Clean and permissive. DeepSeek released the distilled weights under MIT, and the Qwen3-8B base is Apache 2.0 — both layers allow commercial use, modification, fine-tuning, and redistribution with no royalties or user-count carve-outs; keep the respective notices. This is exactly the licensing advantage DeepSeek leaned into by distilling onto Qwen3 rather than Llama for this release: no community-license strings, just two permissive layers.

How It Compares

Against the January-wave DeepSeek-R1-Distill-Qwen-32B, this 8B model is far smaller and lighter, and on some math benchmarks punches surprisingly close — but the 32B is the more well-rounded performer. Against its base Qwen3-8B, it trades general versatility for a large jump in structured reasoning.
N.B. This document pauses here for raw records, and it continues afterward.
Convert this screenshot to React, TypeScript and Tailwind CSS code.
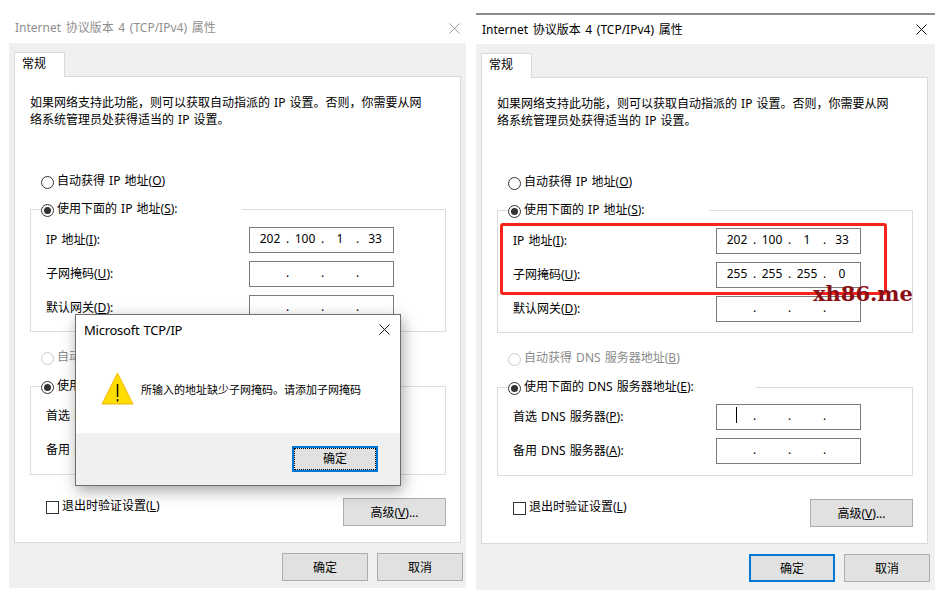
import type { ReactNode } from 'react';

function CloseIcon({ color }: { color: string }) {
  return (
    <svg width="11" height="11" viewBox="0 0 11 11" fill="none" stroke={color} strokeWidth="1">
      <path d="M0.5 0.5L10.5 10.5M10.5 0.5L0.5 10.5" />
    </svg>
  );
}

function Radio({ checked, disabled }: { checked?: boolean; disabled?: boolean }) {
  return (
    <span
      className={`flex h-[13px] w-[13px] shrink-0 items-center justify-center rounded-full border bg-white ${
        disabled ? 'border-[#cccccc]' : 'border-[#333333]'
      }`}
    >
      {checked && <span className="h-[7px] w-[7px] rounded-full bg-[#333333]" />}
    </span>
  );
}

function Btn({ children, primary }: { children: ReactNode; primary?: boolean }) {
  return (
    <div
      className={`flex h-[28px] w-[86px] items-center justify-center bg-[#e1e1e1] pt-[2px] ${
        primary ? 'border-2 border-[#0078d7]' : 'border border-[#adadad]'
      }`}
    >
      {children}
    </div>
  );
}

function IpField({ label, value, caret }: { label: ReactNode; value?: string[]; caret?: boolean }) {
  const octets = value ?? ['', '', '', ''];
  return (
    <div className="flex h-[26px] items-center">
      <span className="w-[203px]">{label}</span>
      <div className="relative flex h-[26px] w-[145px] items-center border border-[#7a7a7a] bg-white pb-[2px] pl-[6px]">
        {octets.map((o, i) => (
          <div key={i} className="flex">
            <span className="w-[28px] text-center">{o}</span>
            {i < 3 && <span className="w-[7px] text-center">.</span>}
          </div>
        ))}
        {caret && <span className="absolute left-[19px] top-[2px] h-[16px] w-px bg-black" />}
      </div>
    </div>
  );
}

function Group({
  legend,
  legendWidth,
  className,
  fieldsClass,
  children,
}: {
  legend: ReactNode;
  legendWidth: string;
  className: string;
  fieldsClass: string;
  children: ReactNode;
}) {
  return (
    <div className={`border border-[#dcdcdc] ${className}`}>
      <div className={`ml-[10px] -mt-[7px] flex h-[14px] items-center gap-[3px] bg-white ${legendWidth}`}>
        <Radio checked />
        <span className="-mt-[3px]">{legend}</span>
      </div>
      <div className={`flex flex-col gap-[8px] pl-[15px] ${fieldsClass}`}>{children}</div>
    </div>
  );
}

function Window({
  width,
  pr,
  dim,
  right,
  subnet,
  children,
}: {
  width: string;
  pr: string;
  dim?: boolean;
  right?: boolean;
  subnet?: string[];
  children?: ReactNode;
}) {
  return (
    <div className={`relative mt-[13px] shrink-0 ${width}`}>
      {/* Title bar */}
      <div
        className={`flex items-center justify-between pl-[6px] ${
          right ? 'h-[31px] border-t-2 border-[#8c8c8c] pr-[8px]' : 'h-[30px] pr-[6px]'
        }`}
      >
        <span className={`[word-spacing:1.5px] ${dim ? 'text-[#8f8f8f]' : 'text-black'}`}>
          Internet 协议版本 4 (TCP/IPv4) 属性
        </span>
        <CloseIcon color={dim ? '#9a9a9a' : '#111111'} />
      </div>

      <div className={`bg-[#f0f0f0] pl-[5px] pt-[9px] ${right ? 'pb-[8px]' : 'pb-[7px]'}`}>
        {/* Tab */}
        <div className="relative z-10 -mb-px flex h-[25px] w-[51px] items-center border border-b-0 border-[#d9d9d9] bg-white pb-[2px] pl-[7px]">
          常规
        </div>

        {/* Tab panel */}
        <div className="w-[447px] border border-[#d9d9d9] bg-white pb-[16px] pl-[15px] pr-[14px] pt-[17px]">
          <p className="leading-[17px]">
            如果网络支持此功能，则可以获取自动指派的 IP 设置。否则，你需要从网
            <br />
            络系统管理员处获得适当的 IP 设置。
          </p>

          <div className="ml-[11px] mt-[46px] flex h-[16px] items-center gap-[3px]">
            <Radio />
            <span className="-mt-[3px]">
              自动获得 IP 地址(<u>O</u>)
            </span>
          </div>

          <Group
            legend={<>使用下面的 IP 地址(<u>S</u>):</>}
            legendWidth="w-[201px]"
            className="mt-[19px]"
            fieldsClass="mt-[10px] pb-[10px]"
          >
            <IpField label={<>IP 地址(<u>I</u>):</>} value={['202', '100', '1', '33']} />
            <IpField label={<>子网掩码(<u>U</u>):</>} value={subnet} />
            <IpField label={<>默认网关(<u>D</u>):</>} />
          </Group>

          <div className="ml-[11px] mt-[18px] flex h-[16px] items-center gap-[3px] text-[#8a8a8a]">
            <Radio disabled />
            <span className="-mt-[3px]">
              自动获得 DNS 服务器地址(<u>B</u>)
            </span>
          </div>

          <Group
            legend={<>使用下面的 DNS 服务器地址(<u>E</u>):</>}
            legendWidth="w-[248px]"
            className="mt-[20px]"
            fieldsClass="mt-[9px] pb-[11px]"
          >
            <IpField label={<>首选 DNS 服务器(<u>P</u>):</>} caret={right} />
            <IpField label={<>备用 DNS 服务器(<u>A</u>):</>} />
          </Group>

          <div className="mt-[23px] flex items-start justify-between">
            <div className="ml-[16px] mt-[2px] flex items-center gap-[3px]">
              <span className="h-[13px] w-[13px] border border-[#333333] bg-white" />
              <span className="-mt-[2px]">
                退出时验证设置(<u>L</u>)
              </span>
            </div>
            <div className="flex h-[28px] w-[103px] items-center justify-center border border-[#adadad] bg-[#e1e1e1] pt-px">
              <span>
                高级(<u>V</u>)...
              </span>
            </div>
          </div>
        </div>

        {/* Bottom buttons */}
        <div className={`mt-[10px] flex justify-end gap-[9px] ${pr}`}>
          <Btn primary={right}>确定</Btn>
          <Btn>取消</Btn>
        </div>
      </div>
      {children}
    </div>
  );
}

function WarningIcon() {
  return (
    <svg width="33" height="33" viewBox="0 0 33 33" className="shrink-0">
      <path d="M16.5 1L32 32H1Z" fill="#ffdd00" stroke="#f2b90c" strokeWidth="1" strokeLinejoin="round" />
      <path d="M15.8 12h1.5v13h-1.5zM15.8 27h1.5v2.5h-1.5z" fill="#111111" />
    </svg>
  );
}

function AlertDialog() {
  return (
    <div className="absolute left-[66px] top-[301px] z-20 flex h-[172px] w-[326px] flex-col border border-[#6e6e6e] bg-white shadow-[2px_5px_14px_rgba(0,0,0,0.35)]">
      <div className="flex h-[29px] items-center justify-between pl-[8px] pr-[10px]">
        <span className="text-[13px] tracking-[-0.25px]">Microsoft TCP/IP</span>
        <CloseIcon color="#111111" />
      </div>
      <div className="flex h-[89px] items-center gap-[7px] pb-[1px] pl-[25px]">
        <WarningIcon />
        <span className="mt-[3px] text-[11px]">所输入的地址缺少子网掩码。请添加子网掩码</span>
      </div>
      <div className="flex flex-1 items-start justify-end bg-[#f0f0f0] pr-[22px] pt-[13px]">
        <div className="h-[26px] w-[86px]">
          <div className="flex h-full w-full items-center justify-center border-2 border-[#0078d7] bg-[#e1e1e1]">
            <span className="flex h-full w-full items-center justify-center border border-dotted border-black">确定</span>
          </div>
        </div>
      </div>
    </div>
  );
}

export default function App() {
  return (
    <div className="flex h-[602px] w-[941px] gap-[10px] overflow-hidden bg-white pl-[9px] font-['Noto_Sans','Noto_Sans_CJK_SC',sans-serif] text-[12px] leading-[16px] text-black [word-spacing:1px]">
      <Window width="w-[457px]" pr="pr-[3px]" dim>
        <AlertDialog />
      </Window>
      <Window width="w-[459px]" pr="pr-[5px]" right subnet={['255', '255', '255', '0']}>
        {/* Red highlight and watermark drawn over the screenshot */}
        <div className="absolute left-[24px] top-[210px] h-[72px] w-[387px] rounded-[3px] border-[3px] border-[#f5251c]" />
        <span className="absolute left-[337px] top-[268px] font-['DejaVu_Serif',serif] text-[21px] font-bold leading-[26px] text-[#8a0d14]">
          xh86.me
        </span>
      </Window>
    </div>
  );
}
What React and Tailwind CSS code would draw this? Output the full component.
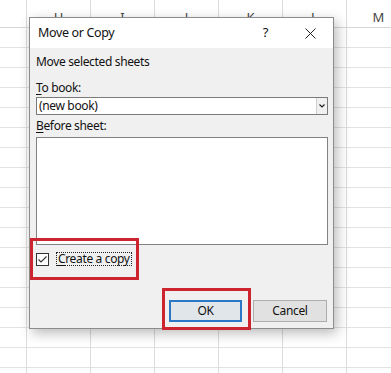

Against the full DeepSeek-R1, it's the extreme-accessibility distill: a fraction of the size, runnable anywhere, carrying a slice of R1-0528's reasoning.

Cost

Self-hosted cost: $0.00 beyond compute
Notes: Free to self-host under Apache 2.0; widely available in GGUF/MLX quants for local runtimes. Also served by third-party hosts.

Comparable models

Commercial-use conditions

DeepSeek released the distilled weights under MIT; the base model (Qwen3-8B) is Apache 2.0. Both layers are permissive and allow commercial use, with no carve-outs — a contrast with the January 2025 Llama-based R1 distills.